As uncertainty continues to surround Brexit, advisers are encouraging clients to prepare for all possible outcomes, whichever way you cut it
This article was first published in the November 2018 UK edition of Accounting and Business magazine.
Planning for Brexit seems like a contradiction in terms. While the process of the UK leaving the European Union (EU) has been for the political classes and the media an exercise in confusion, prevarication and uncertainty, wrapped up at times in something approaching collective hysteria, the accountancy profession has been exercising its strengths of thought leadership and planning ahead.
As David Noon, Deloitte’s global Brexit leader and partner, says: ‘Brexit is a business risk like any other. It can be planned for and contingencies can be put in place, even if they are not ultimately needed.’
Looking at firms’ websites shows they’ve been developing a plethora of material for clients on Brexit, although communicating when you don’t know what to say can be quite tough. One Big Four audit partner comments: ‘After the referendum we were getting regular updates from our central Brexit team. But since then firm-wide communications have slowed. We still don’t know a lot, so we have to carry on and make assumptions, and we encourage our clients to do the same.’
Businesses need ‘broad thinking’ to cover every possible outcome, Noon says. ‘Planning needs to consider both the direct and indirect impacts. Many organisations are covering supply chain and people, but businesses also need to consider data flows, funding requirements and how to maintain contract coverage.’ Deloitte’s quarterly CFO survey reported in Q2 that there has been a marked shift towards more defensive balance sheet strategies.
Andy Minifie, national managing partner at Haines Watts, which focuses on the small and medium-sized business market, says companies with international experience are often more able to prepare than those that don’t. ‘Only businesses that are used to trading outside the EU are really preparing well; the others are aware of the changes but struggle in knowing what to do. The main thing they can do at present is sit down and look at how they may be affected. To do nothing cannot be right.’
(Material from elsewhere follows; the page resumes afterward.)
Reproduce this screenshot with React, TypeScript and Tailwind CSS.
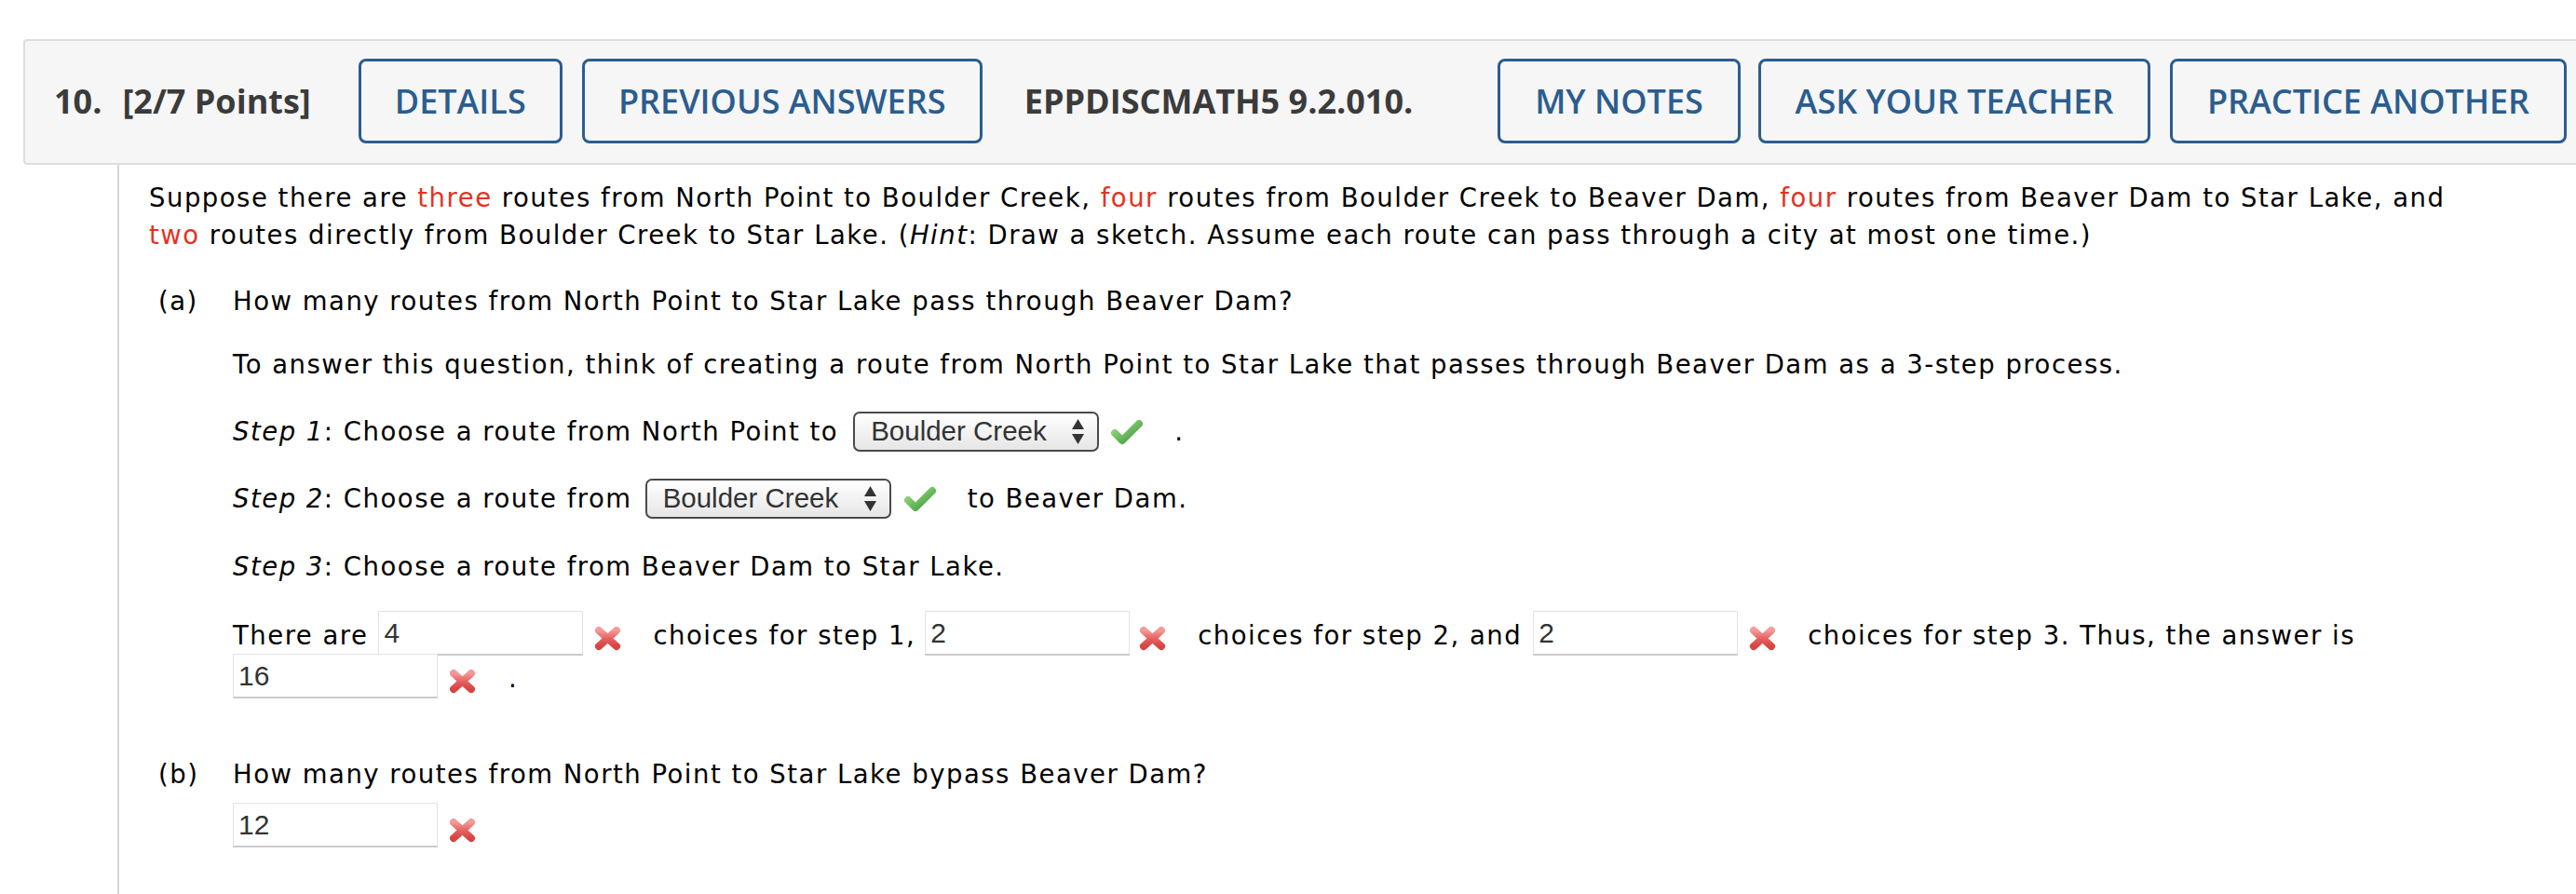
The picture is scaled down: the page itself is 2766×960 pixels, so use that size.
import React from "react";

function Red({ children }: { children: React.ReactNode }) {
  return <span className="text-[#e5321f]">{children}</span>;
}

function Check({ id }: { id: string }) {
  return (
    <svg width="36" height="29" viewBox="0 0 36 29" className="shrink-0">
      <defs>
        <linearGradient id={id} x1="0" y1="0" x2="1" y2="1">
          <stop offset="0" stopColor="#a2d88f" />
          <stop offset="0.5" stopColor="#6cbb5f" />
          <stop offset="1" stopColor="#3f9a3c" />
        </linearGradient>
      </defs>
      <polyline
        points="5,16 13,24 31,6"
        fill="none"
        stroke={`url(#${id})`}
        strokeWidth="8"
        strokeLinecap="round"
        strokeLinejoin="round"
      />
    </svg>
  );
}

function Cross({ id }: { id: string }) {
  return (
    <svg width="31" height="29" viewBox="0 0 31 29" className="shrink-0">
      <defs>
        <linearGradient id={id} x1="0" y1="0" x2="0" y2="1">
          <stop offset="0" stopColor="#f39a9a" />
          <stop offset="0.5" stopColor="#e66262" />
          <stop offset="1" stopColor="#d64444" />
        </linearGradient>
      </defs>
      <g stroke={`url(#${id})`} strokeWidth="8" strokeLinecap="round">
        <line x1="6" y1="6" x2="25" y2="23" />
        <line x1="25" y1="6" x2="6" y2="23" />
      </g>
    </svg>
  );
}

function Select() {
  return (
    <div className="shrink-0 w-[264px] h-[43px] rounded-[7px] border-2 border-[#4a4a4a] bg-gradient-to-b from-[#ffffff] to-[#e6e6e6] flex items-center justify-between pl-[17px] pr-[14px] [font-family:'Liberation_Sans',Arial,sans-serif] text-[29.5px] leading-none tracking-normal text-[#333]">
      <span>Boulder Creek</span>
      <svg width="13" height="27" viewBox="0 0 13 27">
        <polygon points="6.5,0 13,11 0,11" fill="#333" />
        <polygon points="0,16 13,16 6.5,27" fill="#333" />
      </svg>
    </div>
  );
}

function Input({ value }: { value: string }) {
  return (
    <div className="shrink-0 w-[220px] h-[48px] bg-white border border-[#e3e3e3] border-b-2 border-b-[#cbcbcb] flex items-center pl-[5px] [font-family:'Liberation_Sans',Arial,sans-serif] text-[30px] leading-none tracking-normal text-[#333]">
      {value}
    </div>
  );
}

function Btn({ w, children }: { w: string; children: React.ReactNode }) {
  return (
    <div
      className={`${w} shrink-0 h-[91px] border-[3px] border-[#2b5d90] rounded-[8px] flex items-center justify-center text-[#2b5d8f] font-semibold whitespace-nowrap`}
    >
      {children}
    </div>
  );
}

export default function App() {
  return (
    <div className="w-[2766px] h-[960px] overflow-hidden bg-white">
      <div className="pt-[42px]">
        <div className="ml-[25px] h-[135px] pb-[2px] flex items-center bg-[#f6f6f6] border-2 border-r-0 border-[#dedede] rounded-l-[4px] pr-[10px] [font-family:'Open_Sans',sans-serif] text-[36px] leading-none">
          <span className="ml-[31px] font-bold text-[#3b3b3b] whitespace-nowrap">10.</span>
          <span className="ml-[22px] font-bold text-[#3b3b3b] whitespace-nowrap">[2/7 Points]</span>
          <div className="ml-[51px]">
            <Btn w="w-[219px]">DETAILS</Btn>
          </div>
          <div className="ml-[21px]">
            <Btn w="w-[430px]">PREVIOUS ANSWERS</Btn>
          </div>
          <span className="ml-[45px] font-bold text-[#3b3b3b] whitespace-nowrap">EPPDISCMATH5 9.2.010.</span>
          <div className="ml-auto">
            <Btn w="w-[261px]">MY NOTES</Btn>
          </div>
          <div className="ml-[19px]">
            <Btn w="w-[421px]">ASK YOUR TEACHER</Btn>
          </div>
          <div className="ml-[21px]">
            <Btn w="w-[426px]">PRACTICE ANOTHER</Btn>
          </div>
        </div>
      </div>

      <div className="ml-[126px] h-[783px] border-l-2 border-[#d5d5d5] pl-[32px] pt-[15px] [font-family:'DejaVu_Sans',Verdana,sans-serif] text-[27.5px] leading-[40px] tracking-[1.5px] text-black">
        <div className="whitespace-nowrap">
          Suppose there are <Red>three</Red> routes from North Point to Boulder Creek, <Red>four</Red> routes from
          Boulder Creek to Beaver Dam, <Red>four</Red> routes from Beaver Dam to Star Lake, and
        </div>
        <div className="whitespace-nowrap">
          <Red>two</Red> routes directly from Boulder Creek to Star Lake. (<i>Hint</i>: Draw a sketch. Assume each
          route can pass through a city at most one time.)
        </div>

        <div className="ml-[10px]">
          <div className="mt-[31px] h-[40px] flex items-center whitespace-nowrap">
            <span className="w-[80px] shrink-0">(a)</span>
            <span>How many routes from North Point to Star Lake pass through Beaver Dam?</span>
          </div>

          <div className="ml-[80px]">
            <div className="mt-[28px] h-[40px] flex items-center whitespace-nowrap">
              <span>
                To answer this question, think of creating a route from North Point to Star Lake that passes through
                Beaver Dam as a 3-step process.
              </span>
            </div>

            <div className="mt-[30px] h-[44px] flex items-center whitespace-nowrap">
              <span>
                <i>Step 1</i>: Choose a route from North Point to
              </span>
              <div className="ml-[16px]">
                <Select />
              </div>
              <div className="ml-[12px]">
                <Check id="chk1" />
              </div>
              <span className="ml-[33px]">.</span>
            </div>

            <div className="mt-[28px] h-[44px] flex items-center whitespace-nowrap">
              <span>
                <i>Step 2</i>: Choose a route from
              </span>
              <div className="ml-[14px]">
                <Select />
              </div>
              <div className="ml-[13px]">
                <Check id="chk2" />
              </div>
              <span className="ml-[33px]">to Beaver Dam.</span>
            </div>

            <div className="mt-[31px] h-[40px] flex items-center whitespace-nowrap">
              <span>
                <i>Step 3</i>: Choose a route from Beaver Dam to Star Lake.
              </span>
            </div>

            <div className="mt-[28px] h-[48px] flex items-center whitespace-nowrap">
              <span className="pt-[4px]">There are</span>
              <div className="ml-[11px]">
                <Input value="4" />
              </div>
              <div className="ml-[11px] mt-[10px]">
                <Cross id="x1" />
              </div>
              <span className="ml-[33px] pt-[4px]">choices for step 1,</span>
              <div className="ml-[10px]">
                <Input value="2" />
              </div>
              <div className="ml-[9px] mt-[10px]">
                <Cross id="x2" />
              </div>
              <span className="ml-[33px] pt-[4px]">choices for step 2, and</span>
              <div className="ml-[12px]">
                <Input value="2" />
              </div>
              <div className="ml-[11px] mt-[10px]">
                <Cross id="x3" />
              </div>
              <span className="ml-[33px] pt-[4px]">choices for step 3. Thus, the answer is</span>
            </div>

            <div className="mt-[-2px] h-[48px] flex items-center whitespace-nowrap">
              <Input value="16" />
              <div className="ml-[11px] mt-[10px]">
                <Cross id="x4" />
              </div>
              <span className="ml-[34px] pt-[4px]">.</span>
            </div>
          </div>

          <div className="mt-[61px] h-[40px] flex items-center whitespace-nowrap">
            <span className="w-[80px] shrink-0">(b)</span>
            <span>How many routes from North Point to Star Lake bypass Beaver Dam?</span>
          </div>
          <div className="ml-[80px] mt-[11px] h-[48px] flex items-center">
            <Input value="12" />
            <div className="ml-[11px] mt-[10px]">
              <Cross id="x5" />
            </div>
          </div>
        </div>
      </div>
    </div>
  );
}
There is a current belief that, whatever the outcome of the current negotiations, next March will bring clarity. But in reality British business will remain in a state of flux for a number of years while it gets used to its new systems and regulations. And this state of flux is already having an impact on business thinking.
One senior manager in corporate finance at a Big Four firm says that his clients are factoring life post-EU into their deal-making. One private equity client in the prepared food sector, for example, is looking carefully at the impact of food tariffs under World Trade Organization rules. The British-based factories use root vegetables from continental Europe in making the dishes the client retails. After Brexit, such supplies could become more expensive. ‘We helped our client look at the possibility of increasing raw material costs and the impact that could have on the overall valuation of the business,’ says the senior manager. ‘It is interesting to note that despite those risks, once we’d crunched the numbers – and factored in the potential increase in costs – the deal went through in any case.’
As the Brexit clock ticks, Noon is clear about what businesses should do. ‘Preparing for a scenario of most change is prudent. We’re giving this advice to audit, consulting and tax clients across all sectors. This will enable companies to consider the biggest possible impact on issues such as supply chains and access to talent, and ensure they are prepared for any outcome.’